This is a saying that makes the rounds every so often, and there’s a kernel of truth in it. It comes out of the military, and it has multiple meanings.
The first is that a group of people can only do something so fast without messing up. If you run as fast as you can, you’re more likely to fall. If you try to do something really quickly and skip steps, you’re more likely to make mistakes. In the military, mistakes can be really big problems. People can be hurt or die. Officers don’t like that. It looks bad on a report.
The second meaning is that you should practice slowly so that your motions become smooth. Then when you speed up your motions, they’ll still be smooth. This makes sense to me as a classical musician. It makes less sense as a software engineer, so we can safely ignore this definition for the rest of the blog post.

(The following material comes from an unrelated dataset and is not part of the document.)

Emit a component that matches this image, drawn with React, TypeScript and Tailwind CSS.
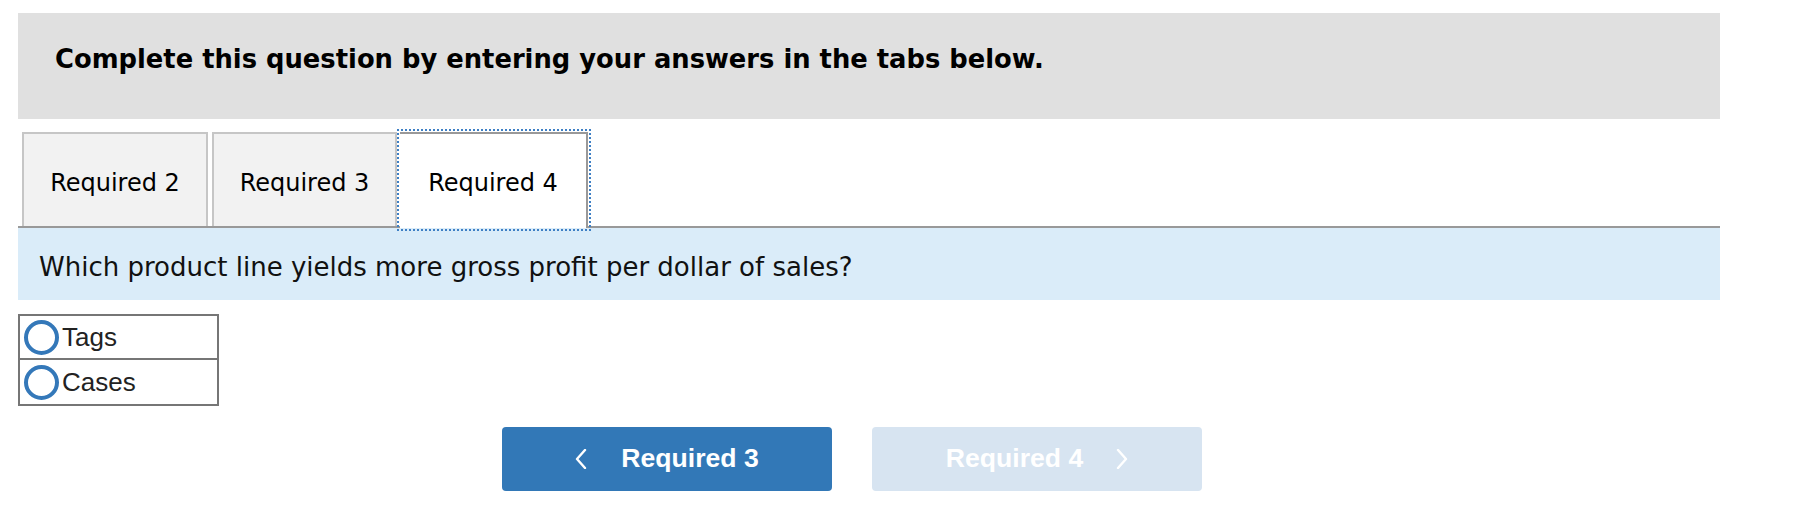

Usually when someone says “slow is smooth, smooth is fast”, they’re recommending caution or justifying taking the time to do something properly. Another similar saying is “haste makes waste” – the idea is that by ensuring something is done correctly you’ll avoid having to do it twice. In a lot of situations that’s good advice. Rushing to get code onto production and skipping steps in the normal process to save X amount of time will result in a Y% chance of a bug in production which will take Z amount of time to resolve. If X < Y * Z, the recommendation is correct, and “slow is smooth, smooth is fast.” However, that test does not always evaluate to true. For some changes, a full QA cycle or whatever the normal process is will take longer than just testing on production. In those cases, slow is just slow, and we should ship the thing without the extra fuss.
So, then, how are we to know the difference? We need to understand the level of risk we’re taking on in making the change, as well as the cost to remedy any bug that might be introduced. The level of risk is the likelihood that we’ll introduce a bug. The better understood, tested, etc. a piece of code is, the lower our risk of introducing an issue. The more legacy, crufty, convoluted, or complex the code is and the fewer automated safeguards we have in place generally the higher the level of risk becomes.
The cost to remedy represents the severity of issue we think we might cause. Some bugs are quite severe: Shipping a database migration that drops the wrong column (or table, God forbid!) is potentially disastrous, bad algorithmic trading code can bring a billion-dollar company to its knees (this example is from real life – Google it). In these cases the cost to remedy the issue can be very high, sometimes more than the organization can pay. Others bug scenarios are not so dangerous: a copy update on a static HTML page has limited capacity to cause harm, same with a tweak to a well-understood bit of application code that isn’t mission-critical. For the latter two, the resolution only involves fixing the code and pushing it to production, and that’s probably the end of it. A few minutes or an hour’s work at most.
As we try to make the right call about the level of risk and the cost to remedy, we also need to have a feel for our own level of certainty in our assessment of both. Are we missing something? Is that application code really as simple as it seems? Maybe it’s reused somewhere else and we’re going to create an unintended side-effect. Maybe that copy tweak is part of a contract. Maybe there’s some unknown unknown that will bite us. If we know the code like the back of our hand, we can be more certain of our assessments, but even then we can’t be totally sure. So, when in doubt (which is most of the time), falling back to “slow is smooth, smooth is fast” is the right call. But, if the risks are low, go ahead and skip that 3rd round of QA. You really don’t need it.